Singapore, which uses the exchange rate to manage inflation, probably won’t shift to an interest-rate regime to have more control over its borrowing costs, the prime minister said.
“It would be very difficult,” he said at his office in the Istana, which was constructed in British colonial days and renamed after self-government in 1959 for the Malay word for palace. “Our economy is so open. We are a financial center. For us to sustain high interest rates at a time where interest rates worldwide are at almost zero, I think is very hard. We’d be flooded with money.”
POLITICAL CHANGES
A widening wealth gap also has contributed to angst among voters, and rising support for the political opposition. The ruling People’s Action Party last year saw its lowest share of the popular vote since independence in 1965, at 60.1 percent. Lee, the country’s third prime minister, said the diminished PAP take hasn’t been a surprise.
“It’s what you would expect to happen as we have a change of generations amongst the population -- you are in a new age, much more open and interconnected,” said Lee, who entered politics in 1984 after leaving the army, where he held the rank of brigadier general. “The question is in that environment, can we still get governments which take a long-term perspective beyond the immediate election.”

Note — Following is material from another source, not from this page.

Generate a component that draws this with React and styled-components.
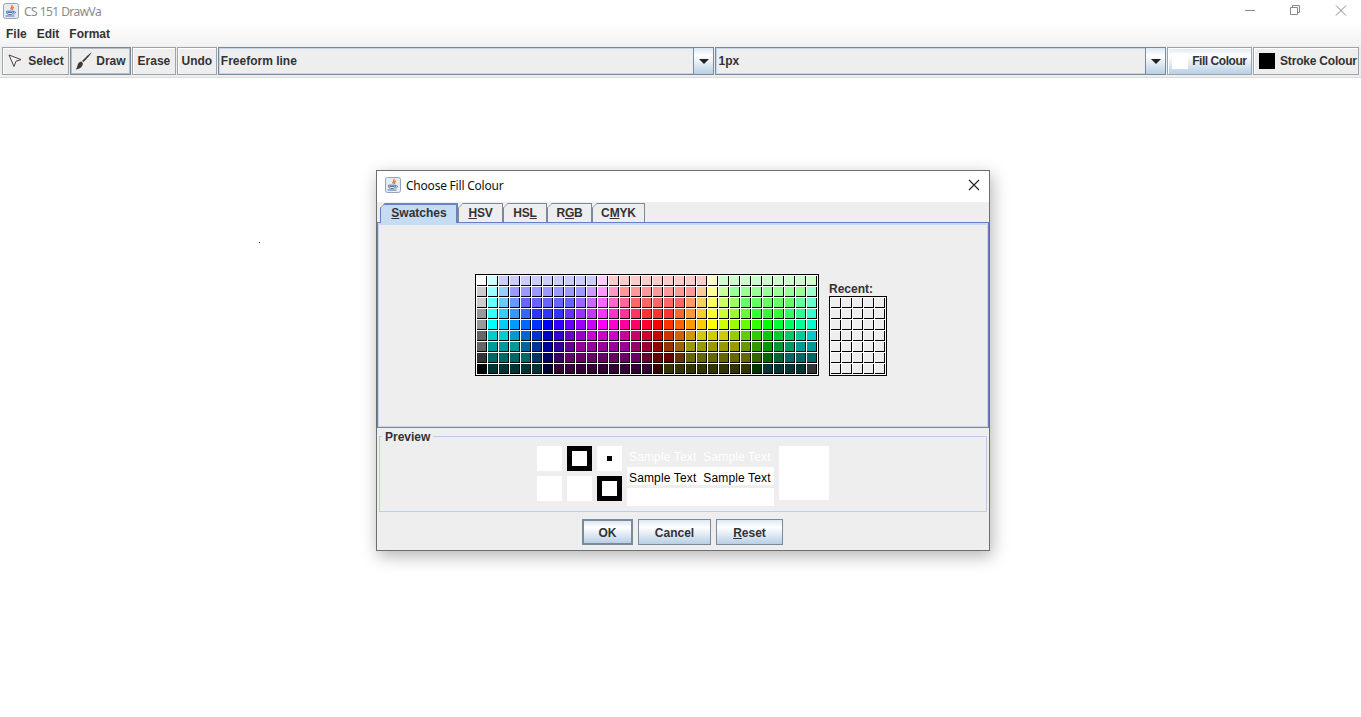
import React from "react";
import styled, { createGlobalStyle } from "styled-components";

const GlobalStyle = createGlobalStyle`
  html, body { margin: 0; padding: 0; background: #fff; }
  body { font-family: "Liberation Sans", Arial, sans-serif; overflow: hidden; }
`;

const expand = (row) =>
  row.split(" ").flatMap((part) => {
    const [hex, count] = part.split("*");
    return Array(Number(count || 1)).fill("#" + hex);
  });

const SWATCH_ROWS = [
  "ffffff ccffff ccccff*9 ffccff ffcccc*9 ffffcc ccffcc*9",
  "cccccc 99ffff 99ccff 9999ff*7 cc99ff ff99ff ff99cc ff9999*7 ffcc99 ffff99 ccff99 99ff99*7 99ffcc",
  "cccccc 66ffff 66ccff 6699ff 6666ff*5 9966ff cc66ff ff66ff ff66cc ff6699 ff6666*5 ff9966 ffcc66 ffff66 ccff66 99ff66 66ff66*5 66ff99 66ffcc",
  "999999 33ffff 33ccff 3399ff 3366ff 3333ff*3 6633ff 9933ff cc33ff ff33ff ff33cc ff3399 ff3366 ff3333*3 ff6633 ff9933 ffcc33 ffff33 ccff33 99ff33 66ff33 33ff33*3 33ff66 33ff99 33ffcc",
  "999999 00ffff 00ccff 0099ff 0066ff 0033ff 0000ff 3300ff 6600ff 9900ff cc00ff ff00ff ff00cc ff0099 ff0066 ff0033 ff0000 ff3300 ff6600 ff9900 ffcc00 ffff00 ccff00 99ff00 66ff00 33ff00 00ff00 00ff33 00ff66 00ff99 00ffcc",
  "666666 00cccc*2 0099cc 0066cc 0033cc 0000cc 3300cc 6600cc 9900cc cc00cc*3 cc0099 cc0066 cc0033 cc0000 cc3300 cc6600 cc9900 cccc00*3 99cc00 66cc00 33cc00 00cc00 00cc33 00cc66 00cc99 00cccc",
  "666666 009999*3 006699 003399 000099 330099 660099 990099*5 990066 990033 990000 993300 996600 999900*5 669900 339900 009900 009933 009966 009999*2",
  "333333 006666*4 003366 000066 330066 660066*7 660033 660000*2 663300 666600*6 336600 006600 006633 006666*3",
  "000000 003333*5 000033 330033*9 330000 333300*8 003300 003333*4 333333",
];
const SWATCHES = SWATCH_ROWS.flatMap(expand);
const RECENT = Array(35).fill("#eeeeee");

const Page = styled.div`
  position: relative;
  height: 717px;
  display: flex;
  flex-direction: column;
  background: #fff;
`;

const TitleBar = styled.div`
  height: 22px;
  display: flex;
  align-items: center;
  padding-left: 3px;
  background: #fff;
`;

const AppTitle = styled.span`
  margin-left: 5px;
  font-family: "Noto Sans", sans-serif;
  font-size: 12px;
  letter-spacing: -0.55px;
  color: #8a8a8a;
`;

const WindowControls = styled.div`
  margin: 0 -4px 0 auto;
  display: flex;
  align-items: center;
`;

const ControlIcon = styled.svg`
  width: 46px;
  height: 22px;
  display: block;
`;

const MenuBar = styled.div`
  height: 24px;
  display: flex;
  align-items: center;
  gap: 10px;
  padding: 0 0 0 6px;
  background: linear-gradient(#ffffff, #f3f3f3);
`;

const MenuItem = styled.span`
  font-size: 12px;
  font-weight: bold;
  color: #333;
`;

const Toolbar = styled.div`
  height: 28px;
  padding: 1px 2px 2px;
  display: flex;
  gap: 1px;
  background: #eeeeee;
  border-bottom: 1px solid #dcdcdc;
`;

const ToolButton = styled.button`
  box-sizing: border-box;
  width: ${(p) => p.$w}px;
  height: 28px;
  margin: 0;
  padding: ${(p) => (p.$chip ? `0 0 0 ${p.$chip}px` : "0")};
  display: flex;
  align-items: center;
  justify-content: ${(p) => (p.$chip ? "flex-start" : "center")};
  gap: ${(p) => p.$gap || 5}px;
  font: bold 12px "Liberation Sans", Arial, sans-serif;
  color: #333;
  background: ${(p) =>
    p.$hot ? "linear-gradient(#dde8f3, #ffffff 30%, #b8cfe5)" : "#eeeeee"};
  border: 1px solid ${(p) => (p.$dark ? "#7a8a99" : "#9aa5b1")};
  box-shadow: ${(p) =>
    p.$dark ? "inset 0 0 0 1px #b4bec9" : "inset 1px 1px 0 #fff"};
`;

const ChipLabel = styled.span`
  letter-spacing: ${(p) => p.$track}px;
`;

const ColourChip = styled.span`
  width: 16px;
  height: 16px;
  background: ${(p) => p.$color};
`;

const Combo = styled.div`
  box-sizing: border-box;
  width: ${(p) => p.$w}px;
  height: 28px;
  display: flex;
  background: #eeeeee;
  border: 1px solid #7a8a99;
  box-shadow: inset 0 0 0 1px #c5d6e8;
`;

const ComboValue = styled.div`
  flex: 1;
  padding: 6px 0 0 2px;
  font-size: 12px;
  font-weight: bold;
  color: #333;
`;

const ComboArrow = styled.div`
  width: 19px;
  display: flex;
  align-items: center;
  justify-content: center;
  background: linear-gradient(#dde8f3, #ffffff 30%, #b8cfe5);
  border-left: 1px solid #7a8a99;

  &::after {
    content: "";
    border-left: 5px solid transparent;
    border-right: 5px solid transparent;
    border-top: 5px solid #222;
  }
`;

const Canvas = styled.div`
  flex: 1;
  position: relative;
  background: #fff;
`;

const Speck = styled.div`
  position: absolute;
  left: 259px;
  top: 164px;
  width: 1px;
  height: 1px;
  background: #333;
`;

const Dialog = styled.div`
  position: absolute;
  left: 376px;
  top: 170px;
  box-sizing: border-box;
  width: 614px;
  height: 381px;
  display: flex;
  flex-direction: column;
  background: #eeeeee;
  border: 1px solid #6e6e6e;
  box-shadow: 2px 5px 16px rgba(0, 0, 0, 0.3);
`;

const DialogTitle = styled.div`
  height: 31px;
  flex: none;
  display: flex;
  align-items: center;
  padding: 0 0 3px 8px;
  box-sizing: border-box;
  background: #fff;
  font-family: "Noto Sans", sans-serif;
  font-size: 12px;
  letter-spacing: -0.22px;
  color: #111;
`;

const DialogTitleText = styled.span`
  margin-left: 5px;
`;

const CloseIcon = styled.svg`
  width: 12px;
  height: 12px;
  margin: 0 9px 0 auto;
`;

const TabStrip = styled.div`
  display: flex;
  flex: none;
  height: 20px;
  padding-left: 3px;
`;

const Tab = styled.div`
  position: relative;
  box-sizing: border-box;
  width: ${(p) => p.$w}px;
  height: ${(p) => (p.$active ? 20 : 19)}px;
  margin-top: 1px;
  text-align: center;
  padding-top: 2px;
  font-size: 12px;
  font-weight: bold;
  letter-spacing: ${(p) => (p.$active ? 0 : -0.15)}px;
  color: #333;
  background: ${(p) => (p.$active ? "#c5dcf2" : "#eeeeee")};
  border-top: 1px solid #7a8a99;
  border-right: 1px solid #7a8a99;
  border-left: 1px solid ${(p) => (p.$active ? "#6382bf" : "#7a8a99")};
  clip-path: polygon(5px 0, 100% 0, 100% 100%, 0 100%, 0 5px);

  &::before {
    content: "";
    position: absolute;
    left: -2px;
    top: 1px;
    width: 7px;
    height: 1px;
    background: #7a8a99;
    transform: rotate(-45deg);
  }

  ${(p) =>
    p.$active &&
    `
    box-shadow: inset -1px 0 0 #6382bf, inset 0 1px 0 #6382bf;
  `}
`;

const SwatchPane = styled.div`
  box-sizing: border-box;
  flex: none;
  height: 206px;
  padding: 0 4px 51px 0;
  display: flex;
  align-items: flex-end;
  justify-content: center;
  gap: 10px;
  background: #eeeeee;
  border: 1px solid #6382bf;
  border-bottom-color: #7a8a99;
  box-shadow: inset 0 2px 0 #c5dcf2, inset 0 0 0 1px #c5d6e8;
`;

const SwatchGrid = styled.div`
  display: grid;
  grid-template-columns: repeat(${(p) => p.$cols}, 10px);
  grid-auto-rows: 10px;
  gap: 1px;
  padding: 1px;
  background: #fff;
  border: 1px solid #000;
`;

const Swatch = styled.div`
  box-sizing: border-box;
  background: ${(p) => p.$color};
  border-right: 1px solid #000;
  border-bottom: 1px solid #000;
`;

const RecentColumn = styled.div`
  display: flex;
  flex-direction: column;
`;

const RecentLabel = styled.div`
  font-size: 12px;
  font-weight: bold;
  color: #333;
  line-height: 14px;
`;

const PreviewBox = styled.fieldset`
  box-sizing: border-box;
  flex: none;
  margin: 0 2px;
  padding: 0;
  height: 84px;
  min-width: 0;
  border: 1px solid #b8cfe5;
`;

const PreviewLegend = styled.legend`
  margin-left: 2px;
  padding: 2px 3px 0;
  font-size: 12px;
  font-weight: bold;
  color: #333;
  line-height: 14px;
`;

const PreviewBody = styled.div`
  display: flex;
  gap: 5px;
  margin-left: 157px;
  padding-top: 2px;
`;

const SquareGrid = styled.div`
  display: grid;
  grid-template-columns: repeat(3, 25px);
  grid-auto-rows: 25px;
  gap: 5px;
`;

const Square = styled.div`
  box-sizing: border-box;
  display: flex;
  align-items: center;
  justify-content: center;
  background: #fff;
  border: ${(p) => (p.$ring ? "5px solid #000" : "0")};
`;

const Pip = styled.div`
  width: 5px;
  height: 5px;
  background: #000;
`;

const SampleColumn = styled.div`
  width: 147px;
  display: flex;
  flex-direction: column;
`;

const SampleRow = styled.div`
  height: ${(p) => p.$h}px;
  margin-bottom: ${(p) => p.$gap}px;
  padding-left: 2px;
  font-family: "Liberation Sans", Arial, sans-serif;
  font-size: 12px;
  letter-spacing: 0.14px;
  line-height: 23px;
  white-space: pre;
  background: ${(p) => (p.$plain ? "transparent" : "#fff")};
  color: ${(p) => (p.$plain ? "#fff" : "#000")};
`;

const BigSquare = styled.div`
  width: 50px;
  height: 54px;
  background: #fff;
`;

const ButtonRow = styled.div`
  display: flex;
  justify-content: center;
  gap: 5px;
  padding: 7px 2px 0 0;
`;

const DialogButton = styled.button`
  box-sizing: border-box;
  width: ${(p) => p.$w}px;
  height: 26px;
  margin: 0;
  padding: 1px 0 0 1px;
  font: bold 12px "Liberation Sans", Arial, sans-serif;
  color: #333;
  background: linear-gradient(#dde8f3, #ffffff 30%, #b8cfe5);
  border: ${(p) => (p.$focus ? "2px solid #7a8a99" : "1px solid #7a8a99")};
`;

function JavaIcon() {
  return (
    <svg width="16" height="16" viewBox="0 0 16 16">
      <rect x="0.5" y="0.5" width="15" height="15" rx="2" fill="#e6ebf2" stroke="#93a5ba" />
      <path d="M8.800 2c1.400 1.700-2 2.700-.5 4.800M10.800 4c-1.800.8-1.400 1.800-.8 2.800" fill="none" stroke="#e8731a" strokeWidth="1.300" />
      <path d="M3.500 8.200h7c0 0 .2 3.300-2.200 3.300H5.700c-2.400 0-2.200-3.300-2.200-3.300z" fill="none" stroke="#4f78a8" strokeWidth="1" />
      <path d="M2.500 13h9M4.500 9.500h5" stroke="#4f78a8" strokeWidth="1" />
      <path d="M10.500 8.800h1.500c1 0 .8 2-1.500 2.200" fill="none" stroke="#4f78a8" strokeWidth="0.900" />
    </svg>
  );
}

function SelectIcon() {
  return (
    <svg width="16" height="16" viewBox="0 0 16 16">
      <path d="M2 2l12 4.600-5 1.600-2 5.300z" fill="#f4f4f4" stroke="#444" strokeWidth="1" strokeLinejoin="round" />
    </svg>
  );
}

function BrushIcon() {
  return (
    <svg width="17" height="18" viewBox="0 0 17 18">
      <path d="M16.500.5c.4.400-5 6.800-8.200 9.600l-1.200-1.200C10 5.900 16.100.1 16.500.5z" fill="#3a3a3a" />
      <path d="M6.400 9.500l1.400 1.400c.4 3-2.400 6.300-7.300 6.600 2-1.500 1.500-3.600 2.500-5.400.8-1.500 2-2.400 3.400-2.600z" fill="#3a3a3a" />
    </svg>
  );
}

export default function App() {
  return (
    <Page>
      <GlobalStyle />
      <TitleBar>
        <JavaIcon />
        <AppTitle>CS 151 DrawVa</AppTitle>
        <WindowControls>
          <ControlIcon viewBox="0 0 46 22">
            <path d="M18 10.500h10" stroke="#8a8a8a" />
          </ControlIcon>
          <ControlIcon viewBox="0 0 46 22">
            <path d="M17.500 7.500h7v7h-7zM19.500 7.500v-2h7v7h-2" fill="none" stroke="#8a8a8a" />
          </ControlIcon>
          <ControlIcon viewBox="0 0 46 22">
            <path d="M17 5.500l10 10M27 5.500l-10 10" stroke="#8a8a8a" />
          </ControlIcon>
        </WindowControls>
      </TitleBar>
      <MenuBar>
        <MenuItem>File</MenuItem>
        <MenuItem>Edit</MenuItem>
        <MenuItem>Format</MenuItem>
      </MenuBar>
      <Toolbar>
        <ToolButton $w={67}><SelectIcon />Select</ToolButton>
        <ToolButton $w={61} $dark $gap={4}><BrushIcon />Draw</ToolButton>
        <ToolButton $w={44}>Erase</ToolButton>
        <ToolButton $w={40}>Undo</ToolButton>
        <Combo $w={497}>
          <ComboValue>Freeform line</ComboValue>
          <ComboArrow />
        </Combo>
        <Combo $w={451}>
          <ComboValue>1px</ComboValue>
          <ComboArrow />
        </Combo>
        <ToolButton $w={85} $hot $chip={4} $gap={4}>
          <ColourChip $color="#fff" />
          <ChipLabel $track={-0.45}>Fill Colour</ChipLabel>
        </ToolButton>
        <ToolButton $w={106} $chip={5} $gap={5}>
          <ColourChip $color="#000" />
          <ChipLabel $track={-0.2}>Stroke Colour</ChipLabel>
        </ToolButton>
      </Toolbar>
      <Canvas>
        <Speck />
      </Canvas>
      <Dialog>
        <DialogTitle>
          <JavaIcon />
          <DialogTitleText>Choose Fill Colour</DialogTitleText>
          <CloseIcon viewBox="0 0 12 12">
            <path d="M1 1l10 10M11 1L1 11" stroke="#222" strokeWidth="1.100" />
          </CloseIcon>
        </DialogTitle>
        <TabStrip>
          <Tab $w={78} $active><u>S</u>watches</Tab>
          <Tab $w={45}><u>H</u>SV</Tab>
          <Tab $w={44}>HS<u>L</u></Tab>
          <Tab $w={45}>R<u>G</u>B</Tab>
          <Tab $w={53}>C<u>M</u>YK</Tab>
        </TabStrip>
        <SwatchPane>
          <SwatchGrid $cols={31}>
            {SWATCHES.map((c, i) => <Swatch key={i} $color={c} />)}
          </SwatchGrid>
          <RecentColumn>
            <RecentLabel>Recent:</RecentLabel>
            <SwatchGrid $cols={5}>
              {RECENT.map((c, i) => <Swatch key={i} $color={c} />)}
            </SwatchGrid>
          </RecentColumn>
        </SwatchPane>
        <PreviewBox>
          <PreviewLegend>Preview</PreviewLegend>
          <PreviewBody>
            <SquareGrid>
              <Square />
              <Square $ring />
              <Square><Pip /></Square>
              <Square />
              <Square />
              <Square $ring />
            </SquareGrid>
            <SampleColumn>
              <SampleRow $plain $h={21} $gap={0}>Sample Text  Sample Text</SampleRow>
              <SampleRow $h={18} $gap={3}>Sample Text  Sample Text</SampleRow>
              <SampleRow $h={18} $gap={0} />
            </SampleColumn>
            <BigSquare />
          </PreviewBody>
        </PreviewBox>
        <ButtonRow>
          <DialogButton $w={51} $focus>OK</DialogButton>
          <DialogButton $w={73}>Cancel</DialogButton>
          <DialogButton $w={67}><u>R</u>eset</DialogButton>
        </ButtonRow>
      </Dialog>
    </Page>
  );
}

The government is under pressure to placate voters without disrupting the influx of talent and labor that has helped the economy to more than double in size since 2004. Authorities have made it more expensive for companies to hire overseas workers by raising levies and requiring better educational qualifications for some categories of foreigners.
FACEBOOK’S SAVERIN
Even so, Singapore topped 185 economies to take first place in the World Bank’s ranking of business conditions for 2013, and has attracted the likes of Facebook Inc. co-founder Eduardo Saverin, who renounced U.S. citizenship in 2011 to work and live in the city.
Nominal GDP, which isn’t adjusted for inflation, more than doubled to US$240 billion ($293 billion) in 2011 from about US$109 billion at the end of 2004, the year Lee took office. Singapore, located off the southern tip of the Malaysian peninsula and home to one of the world’s busiest container ports, has diversified by luring pharmaceutical companies to build plants and ending a four- decade ban on casinos.
“Economically, it’s been a great success,” Lee said of the contribution of the casinos run by Genting Singapore Plc and Las Vegas Sands Corp. to the island’s growth. “Socially, the impact has been about what we expected it to be,” he said. “I think we did the right thing.”
MARITIME DISPUTES
Turning to foreign policy, Lee said negotiations on maritime disputes between Southeast Asian nations and China should be between countries that are claiming the waters. The Philippines and Vietnam, fellow members with Singapore of the Association of Southeast Asian Nations, have seen tensions escalate in the past year with China over areas of the South China Sea that may hold energy reserves.
Asean members have disagreed over whether to pursue talks on the dispute in multilateral gatherings, such as the East Asia Summit earlier this month attended by U.S. President Barack Obama. The Obama administration has elevated the role of Asia in American foreign policy, in a so-called pivot toward the region.
Lee said the U.S.’s focus on Asia should be “sustained over a long period of time, rather than spasmodically.”
“I think it needs to be done across the board and in a benign but powerful approach, rather than in a belligerent fashion,” he said.
With the next national election not due until 2016, Lee declined to identify his most important contribution as a leader, saying “I don’t think we should give ourselves report cards.”
“You cannot come to a verdict yet because these are long- term issues -- talking about population, talking about immigration, whether it works or not. You will only know after a generation but you have to think about them now,” he said.